2 more ways this is tested on SAA-C03

These questions test the same concept from different angles. Work through them to make sure you can recognise it however the exam phrases it.

Variation 1. A DynamoDB table for a travel booking site has a partition key based only on the current date. Write throttling occurs during business hours. What is the best design change? The architecture review board prefers a managed AWS-native control.

hard
  • A.Create a global secondary index with the same date key
  • B.Move the table to S3 Glacier Instant Retrieval
  • C.Reduce the table's write capacity
  • D.Use a higher-cardinality partition key that distributes writes across partitions

Why D: Option D is correct because using a low-cardinality partition key like the current date causes all writes to land on a single partition, leading to throttling. By choosing a higher-cardinality partition key (e.g., combining date with a user ID or booking ID), writes are distributed evenly across multiple partitions, leveraging DynamoDB's internal partitioning to handle the throughput. This is a managed, AWS-native design change that resolves hot partition issues without additional services.

Variation 2. A DynamoDB table for a travel booking site has a partition key based only on the current date. Write throttling occurs during business hours.
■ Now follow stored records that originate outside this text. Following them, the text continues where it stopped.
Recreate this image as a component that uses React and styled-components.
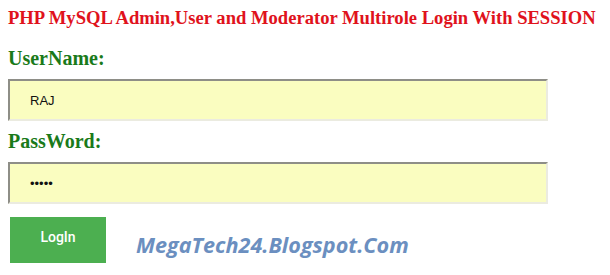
import React from "react"
import styled, { createGlobalStyle } from "styled-components"

const GlobalStyle = createGlobalStyle`
  body {
    margin: 0;
    background: #ffffff;
  }
`

const Page = styled.div`
  padding: 8px 8px 0;
  font-family: "Liberation Serif", "Times New Roman", serif;
`

const Title = styled.h1`
  margin: 0;
  font-size: 18.6px;
  line-height: 19px;
  font-weight: bold;
  color: #e0121c;
  white-space: nowrap;
`

const Label = styled.label`
  display: block;
  margin: ${(p) => p.$top}px 0 0;
  font-size: 20px;
  line-height: 23px;
  font-weight: bold;
  color: #1a7a1a;
`

const Field = styled.input`
  display: block;
  box-sizing: border-box;
  width: 540px;
  height: 42px;
  margin-top: ${(p) => p.$top}px;
  padding: 0 0 0 20px;
  background: #fafdc0;
  border-style: solid;
  border-width: 2px;
  border-color: #8e8e87 #ebebe0 #ebebe0 #8e8e87;
  font-family: "Liberation Sans", Arial, sans-serif;
  font-size: 13px;
  color: #111;
  outline: none;
`

const Actions = styled.div`
  display: flex;
  align-items: center;
  gap: 30px;
  margin-top: 13px;
  padding-left: 2px;
`

const Button = styled.button`
  width: 96px;
  height: 46px;
  border: none;
  background: #4caf50;
  color: #ffffff;
  font-family: Roboto, "Liberation Sans", sans-serif;
  font-size: 14px;
  font-weight: 500;
  padding: 0 0 6px;
`

const Brand = styled.span`
  font-family: "Open Sans", "DejaVu Sans", sans-serif;
  font-style: italic;
  font-weight: bold;
  font-size: 21.6px;
  color: #6b8fc0;
  margin-top: 8px;
`

export default function App() {
  return (
    <>
      <GlobalStyle />
      <Page>
        <Title>PHP MySQL Admin,User and Moderator Multirole Login With SESSION</Title>
        <Label $top={20}>UserName:</Label>
        <Field type="text" defaultValue="RAJ" $top={9} />
        <Label $top={9}>PassWord:</Label>
        <Field type="password" defaultValue="12345" $top={9} />
        <Actions>
          <Button>LogIn</Button>
          <Brand>MegaTech24.Blogspot.Com</Brand>
        </Actions>
      </Page>
    </>
  )
}
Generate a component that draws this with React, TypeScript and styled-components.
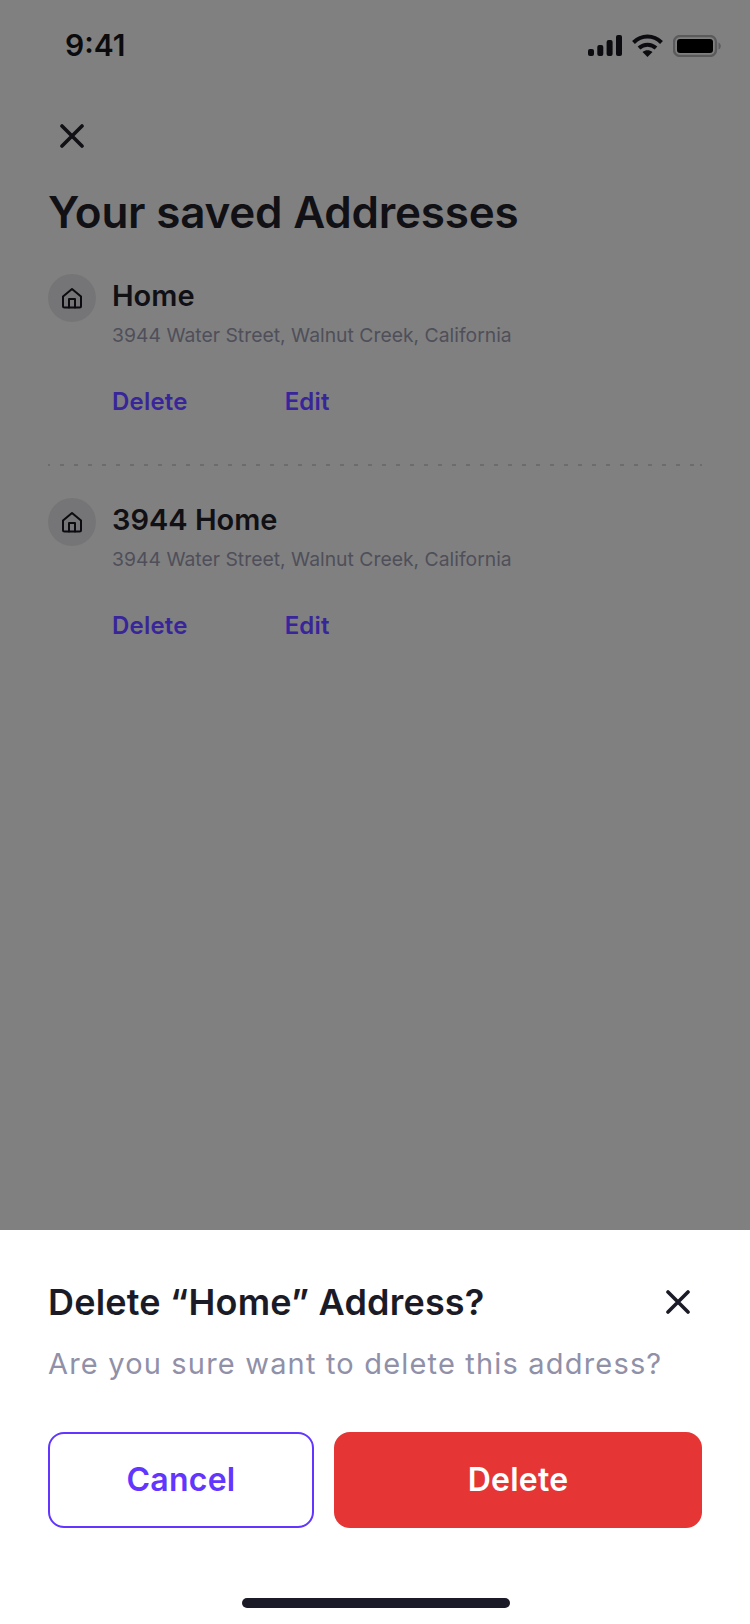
import React from "react";
import styled, { createGlobalStyle } from "styled-components";

const Global = createGlobalStyle`
  html, body { margin: 0; padding: 0; }
  body { font-family: "Inter", "Noto Sans", sans-serif; }
  * { box-sizing: border-box; }
`;

const Screen = styled.div`
  width: 750px;
  height: 1624px;
  display: flex;
  flex-direction: column;
  background: #808080;
  overflow: hidden;
`;

const Backdrop = styled.div`
  flex: 1;
  display: flex;
  flex-direction: column;
  min-height: 0;
`;

const StatusBar = styled.div`
  height: 90px;
  padding: 26px 28px 0 65px;
  display: flex;
  justify-content: space-between;
  align-items: flex-start;
`;

const Time = styled.span`
  font-family: "Inter", sans-serif;
  font-size: 30px;
  line-height: 38px;
  font-weight: 600;
  color: #0b0b0e;
`;

const StatusIcons = styled.div`
  display: flex;
  align-items: center;
  gap: 10px;
  margin-top: 8px;
`;

const Content = styled.div`
  padding: 22px 48px 0;
  display: flex;
  flex-direction: column;
`;

const CloseButton = styled.div`
  width: 48px;
  height: 48px;
  display: flex;
  align-items: center;
  justify-content: center;
  color: #101015;
`;

const Title = styled.h1`
  margin: 24px 0 0;
  font-size: 44px;
  line-height: 56px;
  font-weight: 600;
  letter-spacing: -0.22px;
  color: #101015;
`;

const AddressList = styled.div`
  margin-top: 34px;
  display: flex;
  flex-direction: column;
`;

const AddressItem = styled.div`
  display: grid;
  grid-template-columns: 48px 1fr;
  column-gap: 16px;
`;

const Divider = styled.div`
  height: 2px;
  margin: 47px 0 32px;
  background: repeating-linear-gradient(90deg, #6c6c6c 0 4px, transparent 4px 14px);
  background-position: -2px 0;
`;

const IconCircle = styled.div`
  width: 48px;
  height: 48px;
  border-radius: 50%;
  background: #757577;
  display: flex;
  align-items: center;
  justify-content: center;
  color: #0b0b10;
`;

const AddressName = styled.div`
  margin-top: 2px;
  font-size: 29px;
  line-height: 40px;
  font-weight: 600;
  color: #101015;
`;

const AddressLine = styled.div`
  margin-top: 6px;
  font-size: 19.35px;
  line-height: 26px;
  color: #4f4f5a;
`;

const Actions = styled.div`
  margin-top: 39px;
  display: flex;
  gap: 97px;
`;

const ActionLink = styled.span`
  font-size: 24px;
  line-height: 30px;
  font-weight: 600;
  letter-spacing: 0.2px;
  color: #38259a;
`;

const Sheet = styled.div`
  height: 394px;
  background: #ffffff;
  padding: 48px 48px 0;
  display: flex;
  flex-direction: column;
  position: relative;
`;

const SheetHead = styled.div`
  display: flex;
  justify-content: space-between;
  align-items: center;
`;

const SheetTitle = styled.h2`
  margin: 0;
  font-size: 36px;
  line-height: 44px;
  font-weight: 600;
  letter-spacing: 0.2px;
  color: #1b1b27;
`;

const SheetClose = styled.div`
  width: 48px;
  height: 48px;
  display: flex;
  align-items: center;
  justify-content: center;
  color: #1b1b27;
`;

const SheetText = styled.p`
  margin: 19px 0 0;
  font-size: 29px;
  line-height: 38px;
  font-weight: 400;
  letter-spacing: 1.18px;
  color: #9090a8;
`;

const ButtonRow = styled.div`
  margin-top: 49px;
  display: grid;
  grid-template-columns: 266px 368px;
  column-gap: 20px;
`;

const Button = styled.div<{ $danger?: boolean }>`
  height: 96px;
  padding-bottom: 2px;
  border-radius: 16px;
  display: flex;
  align-items: center;
  justify-content: center;
  font-size: 32px;
  font-weight: 600;
  letter-spacing: 0.25px;
  background: ${(p) => (p.$danger ? "#e53535" : "#ffffff")};
  color: ${(p) => (p.$danger ? "#ffffff" : "#6236ff")};
  border: ${(p) => (p.$danger ? "none" : "2px solid #6236ff")};
`;

const HomeIndicator = styled.div`
  position: absolute;
  left: 242px;
  bottom: 16px;
  width: 268px;
  height: 10px;
  border-radius: 5px;
  background: #1b1b27;
`;

const X = () => (
  <svg width="24" height="24" viewBox="0 0 24 24" fill="none" stroke="currentColor" strokeWidth="3.6" strokeLinecap="round">
    <path d="M2 2 L22 22 M22 2 L2 22" />
  </svg>
);

const HomeIcon = () => (
  <svg width="24" height="24" viewBox="0 0 24 24" fill="none" stroke="currentColor" strokeWidth="2" strokeLinejoin="round" strokeLinecap="round">
    <path d="M3 10.5 L12 3 L21 10.5 V20 A1.5 1.5 0 0 1 19.5 21.5 H4.5 A1.5 1.5 0 0 1 3 20 Z" />
    <path d="M9 21.5 V13 H15 V21.5" />
  </svg>
);

const Signal = () => (
  <svg width="34" height="21" viewBox="0 0 34 21" fill="#0b0b10">
    <rect x="0" y="14" width="6" height="7" rx="2" />
    <rect x="9.3" y="10" width="6" height="11" rx="2" />
    <rect x="18.6" y="5" width="6" height="16" rx="2" />
    <rect x="28" y="0" width="6" height="21" rx="2" />
  </svg>
);

const Wifi = () => (
  <svg width="31" height="23" viewBox="0 0 31 23" fill="none" stroke="#0b0b10" strokeWidth="4">
    <path d="M1.5 8.5 C9.5 0.5 21.5 0.5 29.5 8.5" />
    <path d="M7 14 C12 9.5 19 9.5 24 14" />
    <path d="M10.5 18 C13.5 15.5 17.5 15.5 20.5 18 L15.5 23 Z" fill="#0b0b10" stroke="none" />
  </svg>
);

const Battery = () => (
  <svg width="49" height="22" viewBox="0 0 49 22" fill="none">
    <rect x="1" y="1" width="42" height="20" rx="6" stroke="#5b5b5e" strokeWidth="2.4" />
    <rect x="4" y="4" width="36" height="14" rx="3" fill="#000" />
    <path d="M45.5 7.5 C48.5 8.5 48.5 13.5 45.5 14.5 Z" fill="#5b5b5e" />
  </svg>
);

const addresses = [
  { name: "Home", line: "3944 Water Street, Walnut Creek, California" },
  { name: "3944 Home", line: "3944 Water Street, Walnut Creek, California" },
];

export default function App() {
  return (
    <Screen>
      <Global />
      <Backdrop>
        <StatusBar>
          <Time>9:41</Time>
          <StatusIcons>
            <Signal />
            <Wifi />
            <Battery />
          </StatusIcons>
        </StatusBar>
        <Content>
          <CloseButton><X /></CloseButton>
          <Title>Your saved Addresses</Title>
          <AddressList>
            {addresses.map((a, i) => (
              <React.Fragment key={a.name}>
                {i > 0 && <Divider />}
                <AddressItem>
                  <IconCircle><HomeIcon /></IconCircle>
                  <div>
                    <AddressName>{a.name}</AddressName>
                    <AddressLine>{a.line}</AddressLine>
                    <Actions>
                      <ActionLink>Delete</ActionLink>
                      <ActionLink>Edit</ActionLink>
                    </Actions>
                  </div>
                </AddressItem>
              </React.Fragment>
            ))}
          </AddressList>
        </Content>
      </Backdrop>
      <Sheet>
        <SheetHead>
          <SheetTitle>Delete “Home” Address?</SheetTitle>
          <SheetClose><X /></SheetClose>
        </SheetHead>
        <SheetText>Are you sure want to delete this address?</SheetText>
        <ButtonRow>
          <Button>Cancel</Button>
          <Button $danger>Delete</Button>
        </ButtonRow>
        <HomeIndicator />
      </Sheet>
    </Screen>
  );
}
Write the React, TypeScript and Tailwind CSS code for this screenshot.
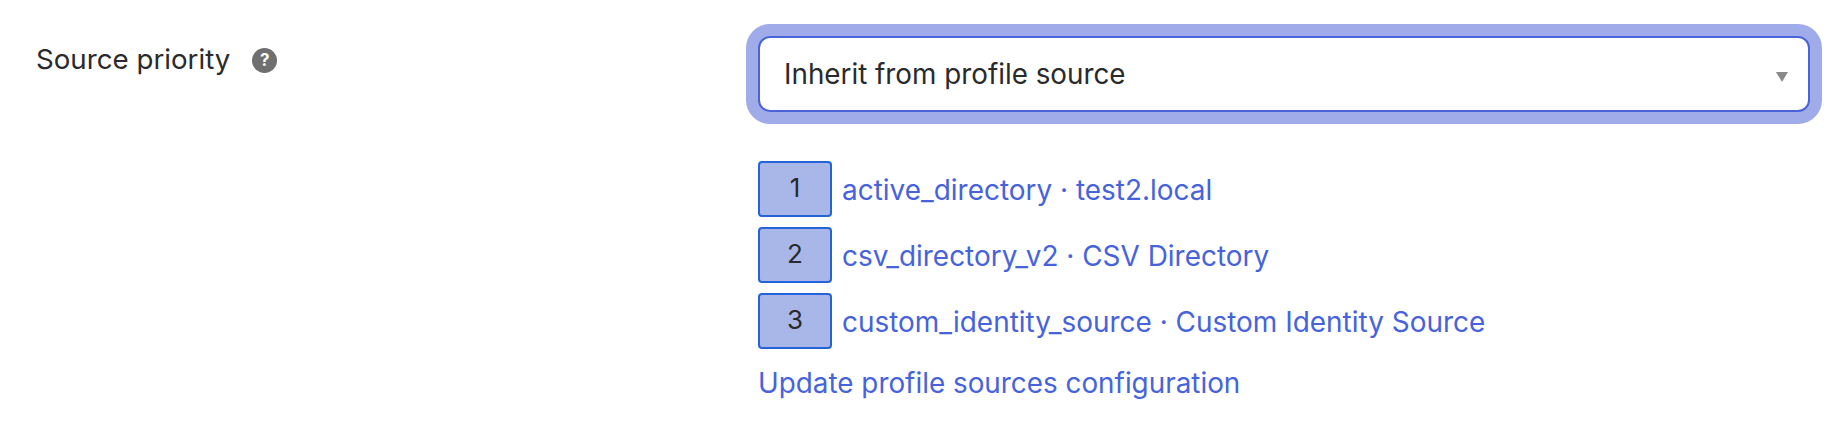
const SOURCES = [
  { id: 1, name: "active_directory · test2.local" },
  { id: 2, name: "csv_directory_v2 · CSV Directory" },
  { id: 3, name: "custom_identity_source · Custom Identity Source" },
];

const HelpIcon = () => (
  <div className="flex h-[25px] w-[25px] items-center justify-center rounded-full bg-[#6f6f6f] text-[17px] leading-none font-bold text-white">
    ?
  </div>
);

const App = () => {
  return (
    <div className="flex h-[432px] w-full bg-white pt-9 font-['Inter',sans-serif] text-[27.8px] text-[#2a2a2c]">
      <div className="w-[758px] shrink-0 pl-[36px]">
        <div className="flex h-[48px] items-center gap-[22px]">
          <span className="text-[27.7px]">Source priority</span>
          <HelpIcon />
        </div>
      </div>
      <div className="flex w-[1052px] flex-col">
        <div className="flex h-[76px] items-center justify-between rounded-[12px] border-2 border-[#4a63d8] bg-white pr-[20px] pl-[24px] shadow-[0_0_0_12px_#a0ace9]">
          <span className="pt-[2px]">Inherit from profile source</span>
          <svg className="mt-[6px]" width="12" height="10" viewBox="0 0 12 10">
            <path d="M0 0H12L6 10Z" fill="#8a8a8a" />
          </svg>
        </div>
        <div className="mt-[49px] flex flex-col gap-[10px]">
          {SOURCES.map((source) => (
            <div key={source.id} className="flex items-center gap-[10px]">
              <div className="flex h-[56px] w-[74px] items-center justify-center rounded-[4px] border-2 border-[#2563d9] bg-[#a8b7e8] pb-[4px] text-[26px]">
                {source.id}
              </div>
              <a className="pt-[4px] text-[27.95px] text-[#4763dc]">{source.name}</a>
            </div>
          ))}
        </div>
        <a className="mt-[14px] text-[27.85px] text-[#4763dc]">Update profile sources configuration</a>
      </div>
    </div>
  );
};

export default App;
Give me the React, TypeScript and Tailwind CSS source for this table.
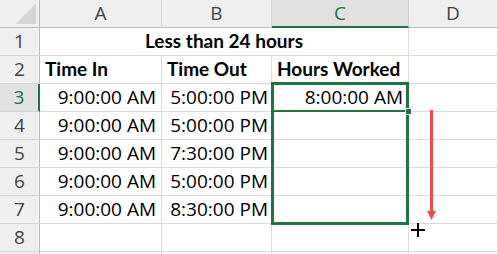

What is the best design change?

hard
  • A.Create a global secondary index with the same date key
  • B.Move the table to S3 Glacier Instant Retrieval
  • C.Reduce the table's write capacity
  • D.Use a higher-cardinality partition key that distributes writes across partitions

Why D: Option D is correct because using a low-cardinality partition key like the current date concentrates all writes into a single partition, causing throttling when write demand exceeds that partition's 1,000 WCU limit. A higher-cardinality key (e.g., combining date with user ID or session ID) distributes writes evenly across multiple partitions, allowing the table to use its full provisioned write capacity without throttling.